**RECORDED DATA:**
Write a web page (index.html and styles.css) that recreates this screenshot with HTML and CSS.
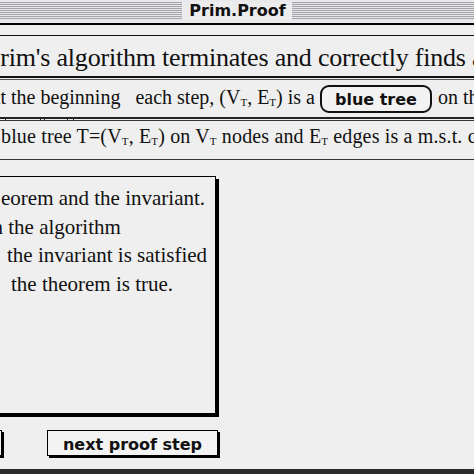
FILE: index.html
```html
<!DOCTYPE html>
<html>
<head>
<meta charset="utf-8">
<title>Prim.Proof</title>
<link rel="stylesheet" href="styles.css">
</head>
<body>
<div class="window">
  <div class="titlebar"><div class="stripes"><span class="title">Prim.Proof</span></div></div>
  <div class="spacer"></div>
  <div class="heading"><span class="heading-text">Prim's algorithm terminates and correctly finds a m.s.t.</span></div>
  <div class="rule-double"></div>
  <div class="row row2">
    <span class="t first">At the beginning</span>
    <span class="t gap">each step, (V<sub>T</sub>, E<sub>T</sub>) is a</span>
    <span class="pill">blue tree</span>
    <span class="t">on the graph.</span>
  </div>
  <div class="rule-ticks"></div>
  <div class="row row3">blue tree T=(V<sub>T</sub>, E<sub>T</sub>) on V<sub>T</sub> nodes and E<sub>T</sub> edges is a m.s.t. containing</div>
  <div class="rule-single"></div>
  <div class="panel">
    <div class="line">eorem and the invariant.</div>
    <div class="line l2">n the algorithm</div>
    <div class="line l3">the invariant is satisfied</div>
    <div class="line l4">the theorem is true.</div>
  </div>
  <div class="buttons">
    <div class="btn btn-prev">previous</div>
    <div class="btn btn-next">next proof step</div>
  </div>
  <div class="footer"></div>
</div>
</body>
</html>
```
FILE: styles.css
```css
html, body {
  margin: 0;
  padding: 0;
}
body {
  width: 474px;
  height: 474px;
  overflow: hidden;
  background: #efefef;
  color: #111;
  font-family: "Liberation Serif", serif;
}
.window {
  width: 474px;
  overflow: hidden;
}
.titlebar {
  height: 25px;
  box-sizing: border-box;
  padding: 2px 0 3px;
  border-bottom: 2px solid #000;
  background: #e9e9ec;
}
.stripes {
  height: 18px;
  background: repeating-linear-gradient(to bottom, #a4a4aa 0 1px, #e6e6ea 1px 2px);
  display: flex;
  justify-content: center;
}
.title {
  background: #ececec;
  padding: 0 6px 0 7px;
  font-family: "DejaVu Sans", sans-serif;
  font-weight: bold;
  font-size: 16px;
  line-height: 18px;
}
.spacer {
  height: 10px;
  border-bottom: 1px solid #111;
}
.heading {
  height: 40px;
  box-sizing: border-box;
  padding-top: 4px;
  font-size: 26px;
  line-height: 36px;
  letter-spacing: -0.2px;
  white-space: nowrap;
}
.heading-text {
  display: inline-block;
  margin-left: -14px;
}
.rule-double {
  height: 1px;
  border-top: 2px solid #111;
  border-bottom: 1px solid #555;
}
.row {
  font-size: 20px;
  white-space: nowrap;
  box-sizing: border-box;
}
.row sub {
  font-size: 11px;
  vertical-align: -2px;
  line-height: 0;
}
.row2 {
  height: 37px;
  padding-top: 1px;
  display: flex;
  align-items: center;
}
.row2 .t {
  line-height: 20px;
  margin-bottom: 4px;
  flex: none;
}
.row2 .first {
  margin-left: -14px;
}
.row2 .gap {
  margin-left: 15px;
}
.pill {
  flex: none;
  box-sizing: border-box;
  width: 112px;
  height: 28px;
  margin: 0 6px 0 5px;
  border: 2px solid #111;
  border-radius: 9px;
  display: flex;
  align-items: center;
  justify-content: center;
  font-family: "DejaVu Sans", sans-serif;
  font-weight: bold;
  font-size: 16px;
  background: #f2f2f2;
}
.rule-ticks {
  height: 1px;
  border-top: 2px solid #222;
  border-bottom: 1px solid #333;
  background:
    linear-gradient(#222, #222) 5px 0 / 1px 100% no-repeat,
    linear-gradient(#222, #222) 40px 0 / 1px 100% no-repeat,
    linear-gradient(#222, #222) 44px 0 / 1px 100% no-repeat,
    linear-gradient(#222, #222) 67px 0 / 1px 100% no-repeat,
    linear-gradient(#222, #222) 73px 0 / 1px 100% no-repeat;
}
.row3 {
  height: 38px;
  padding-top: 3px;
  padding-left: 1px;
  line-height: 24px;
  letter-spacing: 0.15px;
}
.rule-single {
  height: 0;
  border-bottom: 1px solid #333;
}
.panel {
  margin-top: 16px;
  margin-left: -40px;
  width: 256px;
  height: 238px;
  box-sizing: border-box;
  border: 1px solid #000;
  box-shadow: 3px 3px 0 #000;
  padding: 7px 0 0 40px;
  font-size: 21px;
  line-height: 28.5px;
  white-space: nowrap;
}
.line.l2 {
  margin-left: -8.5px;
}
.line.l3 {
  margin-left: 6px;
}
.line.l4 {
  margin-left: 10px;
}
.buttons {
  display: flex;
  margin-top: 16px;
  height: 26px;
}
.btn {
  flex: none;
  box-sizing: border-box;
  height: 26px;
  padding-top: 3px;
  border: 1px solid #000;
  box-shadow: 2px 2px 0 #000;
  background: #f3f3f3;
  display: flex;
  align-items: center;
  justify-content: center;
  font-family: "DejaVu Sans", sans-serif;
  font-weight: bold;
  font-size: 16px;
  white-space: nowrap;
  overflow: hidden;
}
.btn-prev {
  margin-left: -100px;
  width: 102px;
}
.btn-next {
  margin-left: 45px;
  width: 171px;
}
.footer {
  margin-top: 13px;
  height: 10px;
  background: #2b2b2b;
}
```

**WHAT YOU NEED TO DO:** Pull out each line containing the word "styles" and copy it.

**ANSWER TO THE EXERCISE:**
Write a web page (index.html and styles.css) that recreates this screenshot with HTML and CSS.
<link rel="stylesheet" href="styles.css">
FILE: styles.css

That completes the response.